Schon in der ersten Stiftungs-Broschüre, die eine Art Gründungsakte der Stiftung darstellte, wurde das übergeordnete Ziel benannt: die Stärkung alternativen Handelns im globalen Raum. Dazu bedarf es der Kritik an den bestehenden Verhältnissen und der praktischen Solidarität mit unseren Partnern in aller Welt, die auf Veränderung drängen. Kritik darf sich aber nicht darin erschöpfen, die Schlechtigkeit der Welt zu konstatieren. Sie muss sich auch der Frage annehmen, wie eine andere Form der Globalität Gestalt annehmen kann. Was wir dem Elend der Welt entgegensetzen wollen, ist eine politisch verstandene Projekt- und Öffentlichkeitsarbeit, die die Verhältnisse nicht nur kritisiert, sondern zugleich belegt, dass es auch anders geht. Dass die Idee einer solidarischen Welt jenseits von ökonomischer Ausbeutung und Verwaltungsmacht schon heute in den Projekten unserer Partner konkret aufscheint. Noch im Moment der größten Katastrophe halten sie an der prinzipiellen Möglichkeit einer Befreiung aus Not und Unmündigkeit fest. Es geht also darum, einen Debattenraum zu schaffen, der das Handeln im globalen Raum sichtbar macht. Nur unter Maßgabe dieses Nachweises verwandelt sich die Forderung nach einer menschenwürdigen Welt aus einer abstrakten in eine konkrete Utopie.
Zum Jahreswechsel hast du deine Tätigkeit als Geschäftsführer des Vereines abgegeben und konzentrierst dich nun auf die Stiftung.
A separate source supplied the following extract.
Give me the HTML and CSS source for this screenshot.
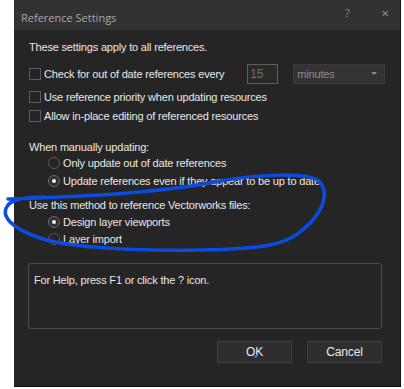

Hier kommen mehrere Entwicklungen zusammen. Die eine ist der Generationenwechsel, der sich derzeit im Verein und so auch auf seiner Leitungsebene vollzieht, ein Übergang, der notwendig und wünschenswert ist. Die andere ist die gewachsene Bedeutung der Stiftung, die nun in der Lage ist, eine eigene Stelle einzurichten. Und die Arbeit der Stiftung ist ja noch lange nicht getan. Gerade das strategische Handeln, mit dem wir der in der Welt um sich greifenden Irrationalität nachhaltig wirksam werdende Inseln der Vernunft entgegensetzen wollen, muss weiter ausgebaut werden. Dazu wünschen wir uns weitere Stifterinnen und Stifter, die in der medico-Stiftung die Chance für ein sinnvolles Engagement sehen.
medico wächst und wächst, während die Welt immer weiter aus den Fugen zu geraten scheint. Wie ordnest du das ein?
Es macht nur deutlich, mit welch langfristigen Prozessen wir es zu tun haben: Es ist unbedingt notwendig, Menschen in Not jetzt zur Seite zu stehen. Und es ist gleichzeitig unbedingt notwendig, dem Elend mit langfristigen Strategien zu begegnen. Ein Leitmotiv bei medico lautet: Veränderung braucht Mut, solidarisches Handeln – und einen langen Atem. Genau das drückt sich in der Konstruktion von Verein und Stiftung aus. Es ist sehr gut möglich, dass wir Veränderungen, die wir uns wünschen, in unserem Leben nicht mehr erfahren. Aber die auf Dauer angelegte Stiftung steht genau für ein Engagement, das darauf zielt, dass die Welt irgendwann einmal anders sein wird.